Stated goal: Check each line of the listing for the string "inline", then state how many lines have it. Only the number is wanted.

------------------------------

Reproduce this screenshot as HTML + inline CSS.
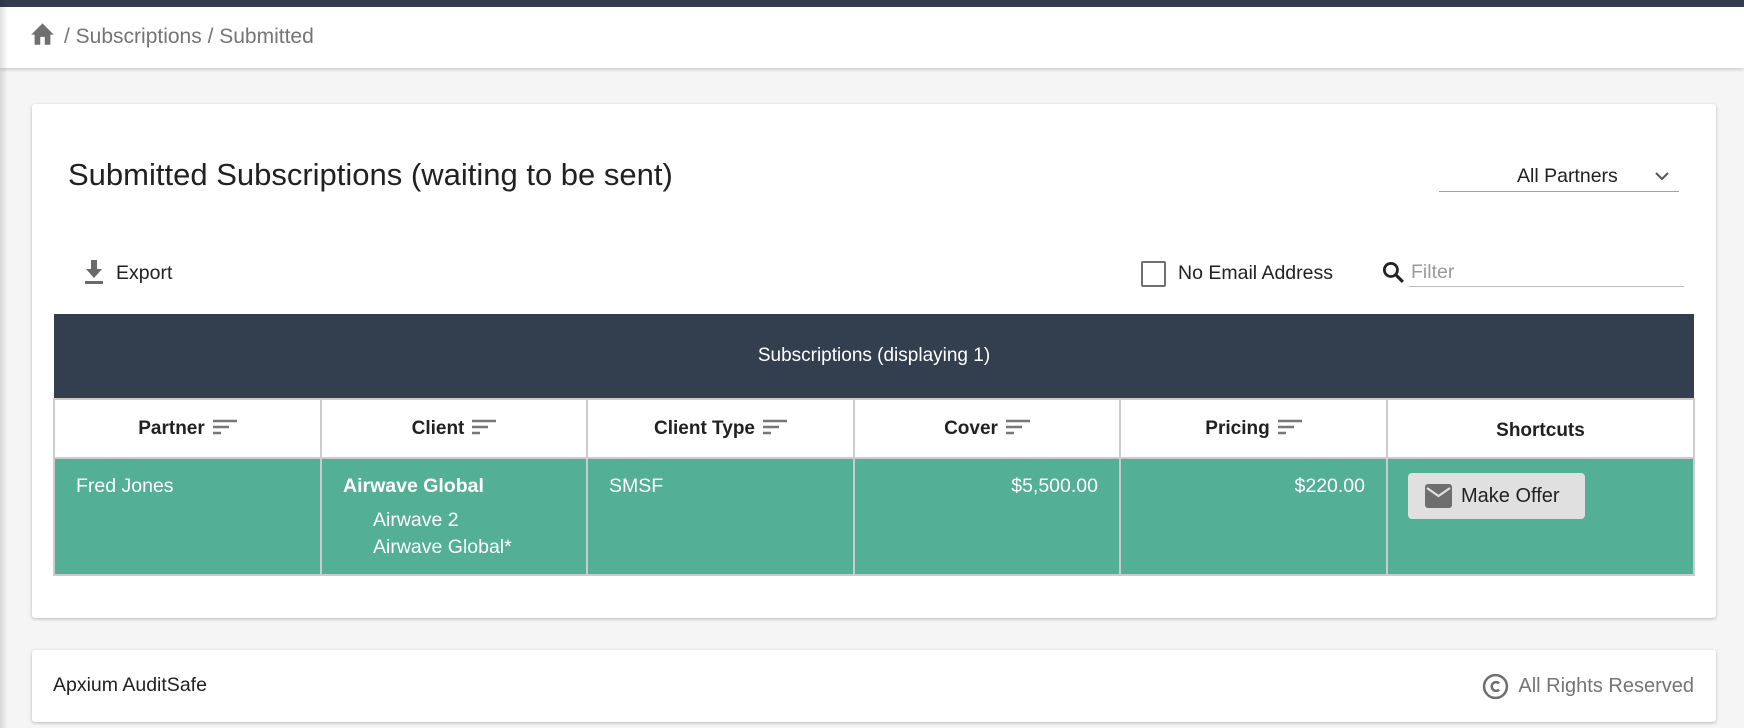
<!DOCTYPE html>
<html><head><meta charset="utf-8"><style>
*{margin:0;padding:0;box-sizing:border-box}
body{width:1744px;height:728px;background:#f5f5f5;font-family:"Liberation Sans",Arial,sans-serif;position:relative;overflow:hidden;color:#212121}
.a{position:absolute;white-space:nowrap}
.topbar{left:0;top:0;width:1744px;height:7px;background:#333f4f}
.crumb{left:0;top:7px;width:1744px;height:61px;background:#fff;box-shadow:0 2px 3px rgba(0,0,0,.15)}
.lsh{left:0;top:0;width:8px;height:728px;background:linear-gradient(to right,rgba(0,0,0,.12),rgba(0,0,0,0))}
.card{background:#fff;border-radius:3px;box-shadow:0 1px 3px rgba(0,0,0,.25)}
table{position:absolute;left:53px;top:314px;width:1642px;border-collapse:collapse;table-layout:fixed}
td,th{border:2px solid #cccccc}
th.h{background:#333f4f;color:#fff;font-weight:normal;font-size:19px;height:85px;border:none}
.hr th{height:59px;font-size:19px;font-weight:bold;background:#fff;color:#212121}
.dr td{background:#53b095;color:#fff;font-size:19.5px;vertical-align:top;height:117px;padding:16px 21px 0}
.sort{display:inline-block;vertical-align:middle;margin-left:8px;width:24px;height:18px}
</style></head><body>
<div class="a topbar"></div>
<div class="a crumb"></div>
<svg class="a" style="left:29px;top:22px" width="27" height="23" viewBox="0 0 24 20"><path d="M10 20v-7h4v7h5v-9h3L12 1 2 11h3v9z" fill="#6f6f6f"/></svg>
<div class="a" style="left:64px;top:25px;font-size:21px;color:#757575">/ Subscriptions / Submitted</div>
<div class="a lsh"></div>

<div class="a card" style="left:32px;top:104px;width:1684px;height:514px"></div>
<div class="a" style="left:68px;top:157px;font-size:31px;color:#212121">Submitted Subscriptions (waiting to be sent)</div>
<div class="a" style="left:1439px;top:191px;width:240px;border-top:1px solid #a0a0a0"></div>
<div class="a" style="left:1517px;top:165px;font-size:19.5px">All Partners</div>
<svg class="a" style="left:1654px;top:170px" width="16" height="12" viewBox="0 0 16 12"><path d="M2 3l6 6 6-6" stroke="#555" stroke-width="2" fill="none"/></svg>
<svg class="a" style="left:84px;top:260px" width="20" height="24" viewBox="0 0 20 24"><path d="M7 0h6v9h5l-8 9-8-9h5z M1 21h18v3H1z" fill="#6a6a6a"/></svg>
<div class="a" style="left:116px;top:262px;font-size:19.5px">Export</div>
<div class="a" style="left:1141px;top:261px;width:25px;height:26px;border:2.5px solid #707070;border-radius:2px"></div>
<div class="a" style="left:1178px;top:262px;font-size:19.5px">No Email Address</div>
<svg class="a" style="left:1381px;top:260px" width="25" height="25" viewBox="0 0 24 24"><circle cx="9.5" cy="9.5" r="6.3" stroke="#222" stroke-width="2.6" fill="none"/><path d="M14 14l7 7" stroke="#222" stroke-width="3"/></svg>
<div class="a" style="left:1411px;top:261px;font-size:19.5px;color:#9a9a9a">Filter</div>
<div class="a" style="left:1409px;top:286px;width:275px;border-top:1px solid #bdbdbd"></div>

<table>
<colgroup><col style="width:267px"><col style="width:266px"><col style="width:267px"><col style="width:266px"><col style="width:267px"><col></colgroup>
<tr><th class="h" colspan="6">Subscriptions (displaying 1)</th></tr>
<tr class="hr">
<th>Partner<svg class="sort" viewBox="0 0 24 18"><path d="M0 2h24M0 8h16M0 14h8" stroke="#777" stroke-width="2.5"/></svg></th>
<th>Client<svg class="sort" viewBox="0 0 24 18"><path d="M0 2h24M0 8h16M0 14h8" stroke="#777" stroke-width="2.5"/></svg></th>
<th>Client Type<svg class="sort" viewBox="0 0 24 18"><path d="M0 2h24M0 8h16M0 14h8" stroke="#777" stroke-width="2.5"/></svg></th>
<th>Cover<svg class="sort" viewBox="0 0 24 18"><path d="M0 2h24M0 8h16M0 14h8" stroke="#777" stroke-width="2.5"/></svg></th>
<th>Pricing<svg class="sort" viewBox="0 0 24 18"><path d="M0 2h24M0 8h16M0 14h8" stroke="#777" stroke-width="2.5"/></svg></th>
<th style="padding-top:5px">Shortcuts</th></tr>
<tr class="dr">
<td>Fred Jones</td>
<td><b>Airwave Global</b><div style="padding-left:30px;margin-top:9px;line-height:27px">Airwave 2<br>Airwave Global*</div></td>
<td>SMSF</td>
<td style="text-align:right">$5,500.00</td>
<td style="text-align:right">$220.00</td>
<td style="padding:0"></td></tr>
</table>
<div class="a" style="left:1408px;top:473px;width:177px;height:46px;background:#e0e0e0;border-radius:4px"></div>
<svg class="a" style="left:1425px;top:484px" width="27" height="24" viewBox="0 0 27 24"><rect x="0" y="0" width="27" height="24" rx="3" fill="#6e6e6e"/><path d="M2 4l11.5 8L25 4" stroke="#e0e0e0" stroke-width="2.2" fill="none"/></svg>
<div class="a" style="left:1461px;top:485px;font-size:20px;color:#222">Make Offer</div>

<div class="a card" style="left:32px;top:650px;width:1684px;height:72px"></div>
<div class="a" style="left:53px;top:674px;font-size:19.5px">Apxium AuditSafe</div>
<div class="a" style="right:50px;top:673px;font-size:20px;color:#757575;display:flex;align-items:center"><svg width="27" height="27" viewBox="0 0 26 26" style="margin-right:9px"><circle cx="13" cy="13" r="11" stroke="#6e6e6e" stroke-width="2.4" fill="none"/><path d="M16.5 10a4.2 4.2 0 1 0 0 6" stroke="#6e6e6e" stroke-width="2.4" fill="none"/></svg>All Rights Reserved</div>
</body></html>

------------------------------

Correct result: 2